This week Helen visits one of the most scenic of all English counties - Oxfordshire:- the River Thames runs through the south and centre of the county, the wooded chalk Chiltern Hills run along the south-east and part of the Cotswolds runs into the west.
At Little Wittenham Helen discovers the latest forestry crop - walnut trees, grown for the beautiful wood rather than the nuts. It's ideal for making furniture and highly figured veneers, which are used for cabinet-making, car interiors and even gun stocks. Interest in walnut as a timber waned with the increasing availability of tropical hardwoods from the early 19th century onwards. Walnut trees are a great challenge for Dr Gabriel Hemery from the Northmoor Trust. They are very prone to frost so he's been searching for late-leafing varieties, to get round the problem, and his travels have taken him as far as Kurdistan. There, he has found a unique valley where ten thousand of acres of walnut flourish - and he's trying to get them to do the same in Oxfordshire.

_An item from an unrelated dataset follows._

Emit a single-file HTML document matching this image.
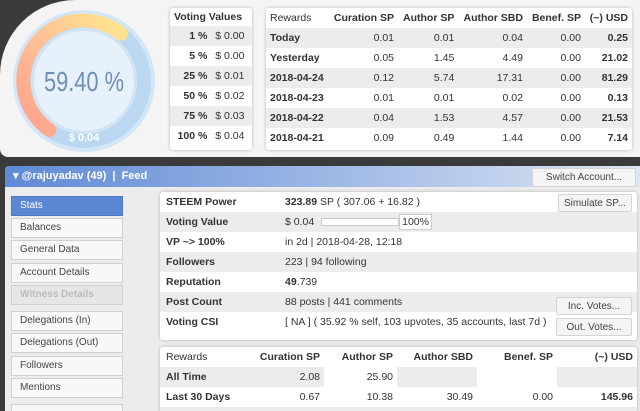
<!DOCTYPE html><html style="width:640px;height:411px;overflow:hidden"><head><style>
*{box-sizing:border-box;margin:0;padding:0}
body{width:640px;height:411px;background:#3a3a3a;font-family:"Liberation Sans",sans-serif;font-size:10.5px;color:#333;position:relative;overflow:hidden}
.top{position:absolute;left:0;top:0;width:640px;height:157px;background:#f4f4f4;border-top-left-radius:75px;border-bottom-left-radius:8px}
.card{position:absolute;background:#fff;box-shadow:0 0 3px rgba(0,0,0,.25);border-radius:3px;overflow:hidden}
table{border-collapse:collapse}
td,th{height:20px;padding:0 4px;white-space:nowrap}
th{font-weight:bold;text-align:left}
.r{text-align:right}
.g{background:#ececec}
.b{font-weight:bold}
.bot{position:absolute;left:5px;top:166px;width:635px;height:245px;background:#ececec;border-radius:4px 0 0 0}
.hdr{height:21px;background:linear-gradient(90deg,#5f8ad6,#a9c0e8 60%,#dfe6f2);color:#fff;font-weight:bold;padding:3px 8px;font-size:11px;border-radius:4px 0 0 0}
.btn{position:absolute;background:#f4f4f4;border:1px solid #d4d4d4;border-radius:2px;text-align:center;font-size:10px;color:#444;line-height:17px}
.side{position:absolute;left:11px;width:112px;height:20px;background:#f8f8f8;border:1px solid #d0d0d0;padding-left:8px;line-height:18px;font-size:10px;color:#444}
</style></head><body>
<div class="top"></div>
<svg style="position:absolute;left:0;top:0" width="165" height="160">
<defs><linearGradient id="a" x1="0" y1="1" x2="1" y2="0"><stop offset="0" stop-color="#ffa08c"/><stop offset=".6" stop-color="#ffc896"/><stop offset="1" stop-color="#ffe68c"/></linearGradient></defs>
<circle cx="84" cy="81" r="71" fill="#d3e6f6"/>
<circle cx="84" cy="81" r="60" fill="none" stroke="#bcd8f0" stroke-width="14"/>
<path d="M49.6 130.1 A60 60 0 1 1 120.9 33.7" fill="none" stroke="url(#a)" stroke-width="14" stroke-linecap="round"/>
<circle cx="84" cy="81" r="51" fill="#e6f1fb" stroke="#cfe3f5" stroke-width="2"/>
<text transform="translate(84,91) scale(0.78,1)" text-anchor="middle" font-family="Liberation Sans,sans-serif" font-size="28" fill="#6f8fb5">59.40 %</text>
<text x="84" y="141" text-anchor="middle" font-size="11" font-weight="bold" fill="#fff">$ 0.04</text>
</svg>
<div class="card" style="left:170px;top:8px;width:82px;height:142px">
<table style="width:82px"><tr><th colspan="2" style="height:18px">Voting Values</th></tr>
<tr><td class="r b g">1 %</td><td class="g">$ 0.00</td></tr>
<tr><td class="r b">5 %</td><td>$ 0.00</td></tr>
<tr><td class="r b g">25 %</td><td class="g">$ 0.01</td></tr>
<tr><td class="r b">50 %</td><td>$ 0.02</td></tr>
<tr><td class="r b g">75 %</td><td class="g">$ 0.03</td></tr>
<tr><td class="r b">100 %</td><td>$ 0.04</td></tr></table></div>
<div class="card" style="left:266px;top:8px;width:366px;height:142px">
<table style="width:366px"><tr><th style="height:18px;font-weight:normal">Rewards</th><th class="r">Curation SP</th><th class="r">Author SP</th><th class="r">Author SBD</th><th class="r">Benef. SP</th><th class="r">(~) USD</th></tr>
<tr class="g"><td class="b">Today</td><td class="r">0.01</td><td class="r">0.01</td><td class="r">0.04</td><td class="r">0.00</td><td class="r b">0.25</td></tr>
<tr><td class="b">Yesterday</td><td class="r">0.05</td><td class="r">1.45</td><td class="r">4.49</td><td class="r">0.00</td><td class="r b">21.02</td></tr>
<tr class="g"><td class="b">2018-04-24</td><td class="r">0.12</td><td class="r">5.74</td><td class="r">17.31</td><td class="r">0.00</td><td class="r b">81.29</td></tr>
<tr><td class="b">2018-04-23</td><td class="r">0.01</td><td class="r">0.01</td><td class="r">0.02</td><td class="r">0.00</td><td class="r b">0.13</td></tr>
<tr class="g"><td class="b">2018-04-22</td><td class="r">0.04</td><td class="r">1.53</td><td class="r">4.57</td><td class="r">0.00</td><td class="r b">21.53</td></tr>
<tr><td class="b">2018-04-21</td><td class="r">0.09</td><td class="r">0.49</td><td class="r">1.44</td><td class="r">0.00</td><td class="r b">7.14</td></tr></table></div>
<div class="bot"><div class="hdr">▾ @rajuyadav (49) &nbsp;| &nbsp;Feed</div></div>
<div class="btn" style="left:532px;top:168px;width:104px;height:19px">Switch Account...</div>
<div class="side" style="top:196px;background:#5b86d3;color:#fff;border-color:#4a76c4">Stats</div>
<div class="side" style="top:218px">Balances</div>
<div class="side" style="top:240px">General Data</div>
<div class="side" style="top:263px">Account Details</div>
<div class="side" style="top:285px;background:#e6e6e6;color:#bbb;font-weight:bold">Witness Details</div>
<div class="side" style="top:311px">Delegations (In)</div>
<div class="side" style="top:333px">Delegations (Out)</div>
<div class="side" style="top:356px">Followers</div>
<div class="side" style="top:378px">Mentions</div>
<div class="side" style="top:404px"></div>
<div class="card" style="left:160px;top:192px;width:477px;height:148px">
<table style="width:477px">
<tr><td class="b" style="width:121px;padding-left:6px">STEEM Power</td><td><b>323.89</b> SP ( 307.06 + 16.82 )</td></tr>
<tr class="g"><td class="b" style="padding-left:6px">Voting Value</td><td>$ 0.04 <span style="display:inline-block;width:78px;height:8px;border:1px solid #ccc;background:#fff;vertical-align:middle;margin-left:4px"></span><span style="border:1px solid #ccc;background:#fff;padding:1px 2px">100%</span></td></tr>
<tr><td class="b" style="padding-left:6px">VP ~&gt; 100%</td><td>in 2d | 2018-04-28, 12:18</td></tr>
<tr class="g"><td class="b" style="padding-left:6px">Followers</td><td>223 | 94 following</td></tr>
<tr><td class="b" style="padding-left:6px">Reputation</td><td><b>49</b>.739</td></tr>
<tr class="g"><td class="b" style="padding-left:6px">Post Count</td><td>88 posts | 441 comments</td></tr>
<tr><td class="b" style="padding-left:6px">Voting CSI</td><td>[ NA ] ( 35.92 % self, 103 upvotes, 35 accounts, last 7d )</td></tr></table></div>
<div class="btn" style="left:558px;top:194px;width:74px;height:18px">Simulate SP...</div>
<div class="btn" style="left:556px;top:297px;width:76px;height:18px">Inc. Votes...</div>
<div class="btn" style="left:556px;top:318px;width:76px;height:18px">Out. Votes...</div>
<div class="card" style="left:160px;top:347px;width:477px;height:70px">
<table style="width:477px">
<tr><th style="font-weight:normal;height:19px;width:78px;padding-left:6px">Rewards</th><th class="r" style="width:86px">Curation SP</th><th class="r" style="width:73px">Author SP</th><th class="r" style="width:80px">Author SBD</th><th class="r" style="width:80px">Benef. SP</th><th class="r">(~) USD</th></tr>
<tr class="g"><td class="b" style="padding-left:6px">All Time</td><td class="r">2.08</td><td class="r" style="background:#fff">25.90</td><td></td><td style="background:#fff"></td><td></td></tr>
<tr><td class="b" style="padding-left:6px">Last 30 Days</td><td class="r">0.67</td><td class="r">10.38</td><td class="r">30.49</td><td class="r">0.00</td><td class="r b">145.96</td></tr>
<tr class="g"><td></td><td></td><td></td><td></td><td></td><td></td></tr></table></div>
</body></html>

Archaeologist Graham Keevill has been digging up some interesting finds at the Abbey in the little village of Dorchester. Excavations began when it was decided to build a boiler house in the cloister gardens. Finds on the site included rare evidence of glass making from the 8th and 9th centuries, a gold coin minted in AD20, Roman and medieval pottery and tiles from the 13th and 14th century. Some beautifully carved stones that once were on the abbey's walls were also found. Graham says that these finds provide a direct link with the Abbey's past and with the monks who lived and worked there.

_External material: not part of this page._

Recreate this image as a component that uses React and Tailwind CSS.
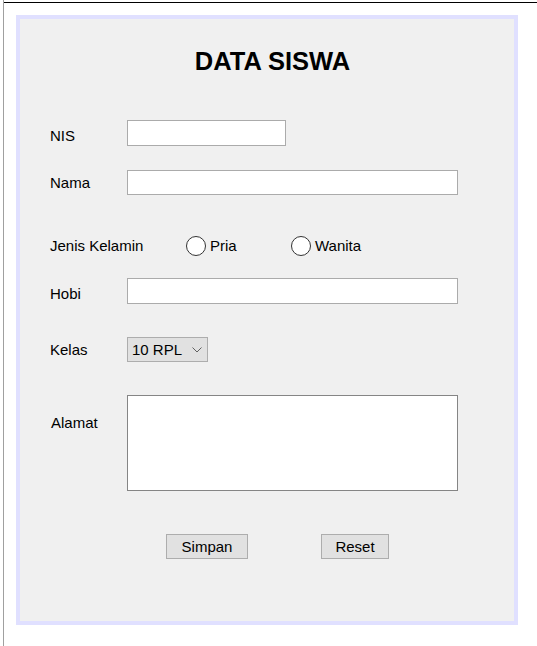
import React from 'react';

const font = { fontFamily: '"Liberation Sans", Arial, sans-serif' };

function Radio({ label, width }) {
    return (
        <label className="flex items-center gap-[4px]" style={{ width }}>
            <span className="w-[20px] h-[20px] rounded-full border border-[#333] bg-white shrink-0" />
            <span>{label}</span>
        </label>
    );
}

export default function App() {
    return (
        <div className="min-h-[646px] bg-white flex text-black text-[15px] leading-[18px]" style={font}>
            {/* garis kiri */}
            <div className="ml-[3px] w-px bg-[#a0a0a0]" />

            <div className="flex-1 mt-[2px] border-t border-black">
                <div className="ml-[12px] mt-[12px] w-[502px] h-[610px] border-4 border-[#e0e0ff] bg-[#f0f0f0] flex flex-col">
                    <h2 className="mt-[28px] pl-[11px] text-center text-[25.5px] leading-[29px] font-bold">DATA SISWA</h2>

                    {/* NIS */}
                    <div className="mt-[44px] flex items-center pl-[30px]">
                        <span className="w-[77px] pt-[5px]">NIS</span>
                        <input className="w-[159px] h-[26px] border border-[#ababab] bg-white outline-none" />
                    </div>

                    {/* Nama */}
                    <div className="mt-[24px] flex items-center pl-[30px]">
                        <span className="w-[77px]">Nama</span>
                        <input className="w-[331px] h-[25px] border border-[#ababab] bg-white outline-none" />
                    </div>

                    {/* Jenis Kelamin */}
                    <div className="mt-[41px] flex items-center pl-[30px] h-[20px]">
                        <span className="w-[136px]">Jenis Kelamin</span>
                        <Radio label="Pria" width="105px" />
                        <Radio label="Wanita" width="90px" />
                    </div>

                    {/* Hobi */}
                    <div className="mt-[22px] flex items-center pl-[30px]">
                        <span className="w-[77px] pt-[5px]">Hobi</span>
                        <input className="w-[331px] h-[26px] border border-[#ababab] bg-white outline-none" />
                    </div>

                    {/* Kelas */}
                    <div className="mt-[33px] flex items-center pl-[30px]">
                        <span className="w-[77px]">Kelas</span>
                        <div className="w-[81px] h-[25px] border border-[#adadad] bg-[#e1e1e1] flex items-center pl-[4px] pr-[5px] justify-between">
                            <span>10 RPL</span>
                            <svg width="10" height="6" viewBox="0 0 10 6" fill="none">
                                <path d="M0.5 0.5 L5 5 L9.5 0.5" stroke="#606060" strokeWidth="1" />
                            </svg>
                        </div>
                    </div>

                    {/* Alamat */}
                    <div className="mt-[33px] flex items-start pl-[31px]">
                        <span className="w-[76px] mt-[19px]">Alamat</span>
                        <textarea className="w-[331px] h-[96px] border border-[#858585] bg-white outline-none resize-none" />
                    </div>

                    {/* Tombol */}
                    <div className="mt-[43px] flex pl-[146px] gap-[73px]">
                        <button className="w-[82px] h-[25px] border border-[#adadad] bg-[#e1e1e1]">Simpan</button>
                        <button className="w-[68px] h-[25px] border border-[#adadad] bg-[#e1e1e1]">Reset</button>
                    </div>
                </div>
            </div>
        </div>
    );
}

Artist Rebecca Hind lives and works in Dorchester, and, as she focuses on sacred sites, the dig gave her an ideal subject matter just on her doorstep. Her work will be exhibited alongside artefacts from this dig at the Oxfordshire Visual Arts Festival in May/June
Readers of Flora Thompson's "Lark Rise to Candleford" will know the tiny Oxfordshire village of Juniper Hill better than they think - it was the village where she lived and on which she based many of her tales of 19th century rural life. Her biographer, Christine Bloxham, takes Helen on a walk though the village and tells how Flora learnt history from field names - there is one mentioned in her book called Racecourse Field even though nothing had raced there for years. Christine is also writing a book on local customs and she compares many that Flora would have known with ones that still take place today.

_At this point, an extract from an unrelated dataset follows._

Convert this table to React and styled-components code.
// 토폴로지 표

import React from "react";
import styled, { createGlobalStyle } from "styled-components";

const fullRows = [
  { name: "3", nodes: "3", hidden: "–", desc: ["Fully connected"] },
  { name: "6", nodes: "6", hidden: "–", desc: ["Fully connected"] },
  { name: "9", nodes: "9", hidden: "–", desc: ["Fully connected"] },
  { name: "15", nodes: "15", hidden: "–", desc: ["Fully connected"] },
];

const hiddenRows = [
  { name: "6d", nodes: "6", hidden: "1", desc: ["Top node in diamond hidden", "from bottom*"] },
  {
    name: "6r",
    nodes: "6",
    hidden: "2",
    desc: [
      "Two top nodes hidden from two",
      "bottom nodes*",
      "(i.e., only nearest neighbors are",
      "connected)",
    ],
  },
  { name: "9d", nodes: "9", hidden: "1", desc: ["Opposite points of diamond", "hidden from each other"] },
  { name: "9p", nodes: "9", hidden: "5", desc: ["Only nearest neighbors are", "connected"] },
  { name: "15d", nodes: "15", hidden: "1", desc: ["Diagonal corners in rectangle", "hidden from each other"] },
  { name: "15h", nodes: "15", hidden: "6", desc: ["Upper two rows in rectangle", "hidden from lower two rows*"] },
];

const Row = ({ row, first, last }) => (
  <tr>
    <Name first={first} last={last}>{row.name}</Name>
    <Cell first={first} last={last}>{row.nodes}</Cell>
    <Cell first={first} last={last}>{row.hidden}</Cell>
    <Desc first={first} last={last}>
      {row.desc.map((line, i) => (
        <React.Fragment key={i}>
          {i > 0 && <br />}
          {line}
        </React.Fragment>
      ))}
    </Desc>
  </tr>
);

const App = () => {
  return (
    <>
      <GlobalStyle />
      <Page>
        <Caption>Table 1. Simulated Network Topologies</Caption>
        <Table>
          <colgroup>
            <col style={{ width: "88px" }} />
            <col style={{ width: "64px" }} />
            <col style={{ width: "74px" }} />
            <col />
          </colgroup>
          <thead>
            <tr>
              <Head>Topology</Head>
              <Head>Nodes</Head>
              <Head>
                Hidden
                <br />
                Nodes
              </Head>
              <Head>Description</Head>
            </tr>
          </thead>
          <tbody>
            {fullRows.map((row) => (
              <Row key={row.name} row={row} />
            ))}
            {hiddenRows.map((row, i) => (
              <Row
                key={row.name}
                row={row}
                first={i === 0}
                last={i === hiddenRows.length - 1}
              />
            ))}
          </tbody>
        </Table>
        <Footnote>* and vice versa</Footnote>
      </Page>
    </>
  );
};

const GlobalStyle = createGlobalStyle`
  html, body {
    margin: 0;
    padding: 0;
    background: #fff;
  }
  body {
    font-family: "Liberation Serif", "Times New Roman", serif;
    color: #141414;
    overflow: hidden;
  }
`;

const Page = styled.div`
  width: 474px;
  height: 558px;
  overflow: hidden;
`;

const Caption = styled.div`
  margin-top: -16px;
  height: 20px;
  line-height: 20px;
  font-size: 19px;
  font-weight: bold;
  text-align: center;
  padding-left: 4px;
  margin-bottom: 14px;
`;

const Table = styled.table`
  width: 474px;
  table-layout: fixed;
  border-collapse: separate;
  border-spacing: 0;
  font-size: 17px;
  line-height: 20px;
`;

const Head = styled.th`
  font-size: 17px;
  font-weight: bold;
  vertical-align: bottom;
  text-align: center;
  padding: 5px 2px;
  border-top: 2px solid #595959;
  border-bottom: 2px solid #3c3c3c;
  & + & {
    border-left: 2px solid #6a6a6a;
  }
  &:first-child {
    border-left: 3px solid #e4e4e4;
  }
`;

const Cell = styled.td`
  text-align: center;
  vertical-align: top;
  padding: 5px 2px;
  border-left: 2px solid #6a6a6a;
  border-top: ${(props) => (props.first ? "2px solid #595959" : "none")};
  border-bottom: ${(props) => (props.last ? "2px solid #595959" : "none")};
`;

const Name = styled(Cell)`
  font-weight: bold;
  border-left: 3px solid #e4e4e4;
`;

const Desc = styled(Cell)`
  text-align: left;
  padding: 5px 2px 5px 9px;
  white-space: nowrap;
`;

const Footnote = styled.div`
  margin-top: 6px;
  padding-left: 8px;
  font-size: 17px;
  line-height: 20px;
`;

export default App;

And finally, on an idyllic Springtime walk, Helen learns about the science of phenology - and that it's nothing to do with bumps on the head! It is in fact the science of how living things respond to seasonal and climatic changes to the environment in which they live. Nick Collinson from the Woodland Trust explains that records going back to the 1700s categorically prove that global warming has arrived. And the Trust is still looking for volunteers to help record things like the first signs of Spring. So with her record-card in hand (and with Ken Betteridge from the Cotswold Rare Plant Society to help out), Helen goes looking for the elusive Yellow Star of Bethlehem and the strange Toothwort - which looks just like a disgusting worn toothbrush.